Laura Di Muzio, une « putain de nana » !

Les « Putains de nanas » du LMRCV (Lille Métropole Rugby Club Villeneuvois) ont été la première équipe de rugby féminin à devenir championne de France de rugby à 7 et de rugby à 15 la saison dernière. Au passage, elles ont apporté au comité des Flandres son premier titre national. Tandis que les garçons du LMR ont dû déposer le bilan l’an passé, les filles de Villeneuve, elles, sont bien placées pour conserver leurs boucliers : elles sont actuellement premières du championnat. Circonflex Mag a rencontré Laura Di Muzio, capitaine de l’équipe, et ancienne joueuse internationale.

Circonflex Mag : Félicitations pour ce double titre de championne de France, ça a dû changer beaucoup pour vous ?

Laura Di Muzio : Forcément, ça a apporté une sacrée reconnaissance au club et à l’équipe féminine ! Ces titres nous ont amené une belle visibilité dans les médias, régionaux et nationaux.
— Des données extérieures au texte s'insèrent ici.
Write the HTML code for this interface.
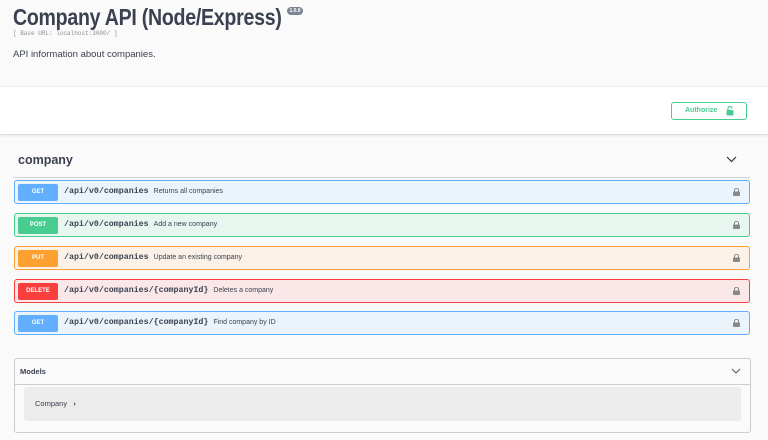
<!DOCTYPE html>
<html><head><meta charset="utf-8"><style>
*{margin:0;padding:0;box-sizing:border-box}
body{width:768px;height:440px;overflow:hidden;background:#fafafa;font-family:"Liberation Sans",sans-serif;color:#3b4151;position:relative}
.abs{position:absolute}
h1{position:absolute;left:13px;top:4px;font-size:23px;font-weight:bold;color:#3b4151;letter-spacing:-0.3px;transform:scaleX(0.85);transform-origin:0 0;white-space:nowrap}
.ver{left:287px;top:7px;width:16px;height:8px;border-radius:4px;background:#7d8492;color:#fff;font-size:5px;font-weight:bold;text-align:center;line-height:8px}
.base{left:13px;top:30px;font-family:"Liberation Mono",monospace;font-size:6px;color:#8a8f99}
.desc{left:13px;top:49px;font-size:9.5px;color:#3b4151}
.band{left:0;top:86px;width:768px;height:49px;background:#fff;border-top:1px solid #eee;border-bottom:1px solid #ddd;box-shadow:0 1px 2px rgba(0,0,0,.08)}
.auth{left:671px;top:102px;width:76px;height:18px;border:1px solid #49cc90;border-radius:3px;color:#49cc90;font-size:7px;font-weight:bold;line-height:16px;padding-left:13px;background:#fff}
.tag{left:18px;top:153px;font-size:12.5px;font-weight:bold;color:#3b4151}
.tline{left:13px;top:177px;width:737px;height:1px;background:#d0d2d6}
.op{position:absolute;left:14px;width:736px;height:24px;border:1px solid;border-radius:3px}
.m{position:absolute;left:3px;top:3px;width:40px;height:17px;border-radius:2px;color:#fff;font-size:6px;font-weight:bold;text-align:center;line-height:17px}
.p{position:absolute;left:49px;top:6px;font-family:"Liberation Mono",monospace;font-size:8.3px;font-weight:bold;color:#3b4151}
.d{font-family:"Liberation Sans",sans-serif;font-weight:normal;font-size:7px;margin-left:5px}
.lk{position:absolute;right:9px;top:7px;width:7px;height:8px}
.models{left:14px;top:358px;width:737px;height:75px;border:1px solid #ccc;border-radius:3px;background:#fafafa}
</style></head><body>
<h1>Company API (Node/Express)</h1>
<div class="abs ver">1.0.0</div>
<div class="abs base">[ Base URL: localhost:3000/ ]</div>
<div class="abs desc">API information about companies.</div>
<div class="abs band"></div>
<div class="abs auth">Authorize<svg style="position:absolute;left:54px;top:3px" width="8" height="10" viewBox="0 0 8 10"><path d="M2 4V2.5a2 2 0 0 1 4 0" fill="none" stroke="#49cc90" stroke-width="1.2"/><rect x="0.5" y="4" width="7" height="5.5" rx="1" fill="#49cc90"/></svg></div>
<div class="abs tag">company</div>
<svg class="abs" style="left:726px;top:156px" width="11" height="7" viewBox="0 0 11 7"><path d="M1 1l4.5 4.5L10 1" fill="none" stroke="#333" stroke-width="1.2"/></svg>
<div class="abs tline"></div>

<div class="op" style="top:180px;background:#ebf3fb;border-color:#61affe"><div class="m" style="background:#61affe">GET</div><div class="p">/api/v0/companies<span class="d">Returns all companies</span></div><svg class="lk" viewBox="0 0 7 8"><path d="M1.5 3.5V2.3a2 2 0 0 1 4 0V3.5" fill="none" stroke="#888" stroke-width="1"/><rect x="0" y="3.5" width="7" height="4.5" rx="1" fill="#888"/></svg></div>
<div class="op" style="top:213px;background:#e8f6f0;border-color:#49cc90"><div class="m" style="background:#49cc90">POST</div><div class="p">/api/v0/companies<span class="d">Add a new company</span></div><svg class="lk" viewBox="0 0 7 8"><path d="M1.5 3.5V2.3a2 2 0 0 1 4 0V3.5" fill="none" stroke="#888" stroke-width="1"/><rect x="0" y="3.5" width="7" height="4.5" rx="1" fill="#888"/></svg></div>
<div class="op" style="top:246px;background:#fbf1e6;border-color:#fca130"><div class="m" style="background:#fca130">PUT</div><div class="p">/api/v0/companies<span class="d">Update an existing company</span></div><svg class="lk" viewBox="0 0 7 8"><path d="M1.5 3.5V2.3a2 2 0 0 1 4 0V3.5" fill="none" stroke="#888" stroke-width="1"/><rect x="0" y="3.5" width="7" height="4.5" rx="1" fill="#888"/></svg></div>
<div class="op" style="top:279px;background:#fae7e7;border-color:#f93e3e"><div class="m" style="background:#f93e3e">DELETE</div><div class="p">/api/v0/companies/{companyId}<span class="d">Deletes a company</span></div><svg class="lk" viewBox="0 0 7 8"><path d="M1.5 3.5V2.3a2 2 0 0 1 4 0V3.5" fill="none" stroke="#888" stroke-width="1"/><rect x="0" y="3.5" width="7" height="4.5" rx="1" fill="#888"/></svg></div>
<div class="op" style="top:311px;background:#ebf3fb;border-color:#61affe"><div class="m" style="background:#61affe">GET</div><div class="p">/api/v0/companies/{companyId}<span class="d">Find company by ID</span></div><svg class="lk" viewBox="0 0 7 8"><path d="M1.5 3.5V2.3a2 2 0 0 1 4 0V3.5" fill="none" stroke="#888" stroke-width="1"/><rect x="0" y="3.5" width="7" height="4.5" rx="1" fill="#888"/></svg></div>

<div class="abs models">
 <div style="position:absolute;left:5px;top:8px;font-size:7.5px;font-weight:bold;color:#3b4151">Models</div>
 <svg style="position:absolute;left:716px;top:9px" width="10" height="6" viewBox="0 0 10 6"><path d="M1 1l4 4 4-4" fill="none" stroke="#555" stroke-width="1"/></svg>
 <div style="position:absolute;left:0;top:25px;width:735px;height:1px;background:#ccc"></div>
 <div style="position:absolute;left:9px;top:28px;width:717px;height:34px;background:#ececec;border-radius:3px">
  <div style="position:absolute;left:11px;top:12px;font-size:7.5px;color:#3b4151">Company &nbsp;&nbsp;<b>›</b></div>
 </div>
</div>
</body></html>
Et un vrai coup de booster ! Peu de monde s’intéresse au rugby féminin, alors forcement, dès qu’il y a des retombées médiatiques ça tire le club vers le haut. Cela nous permet même d’attirer des partenaires et de nouvelles recrues.

Justement, le sport féminin, rugby y compris, est de plus en plus médiatisé. Les mentalités seraient-elles en train de changer ?

Depuis deux ans, on note une vraie évolution. Un des éléments déclencheurs a été la Coupe du Monde de rugby féminin qui a eu lieu en France en 2014. Les audiences télévisées ont été inespérées, et les matchs se sont joués à guichet fermé. Je suis sûre que même la Fédération ne s’attendait pas à un tel succès. Il y a eu un vrai déclic dans le comportement et la mentalité des gens sur le rugby féminin. Ils se sont rendus compte que ça existait, ce qui n’était pas le cas il y a dix ans !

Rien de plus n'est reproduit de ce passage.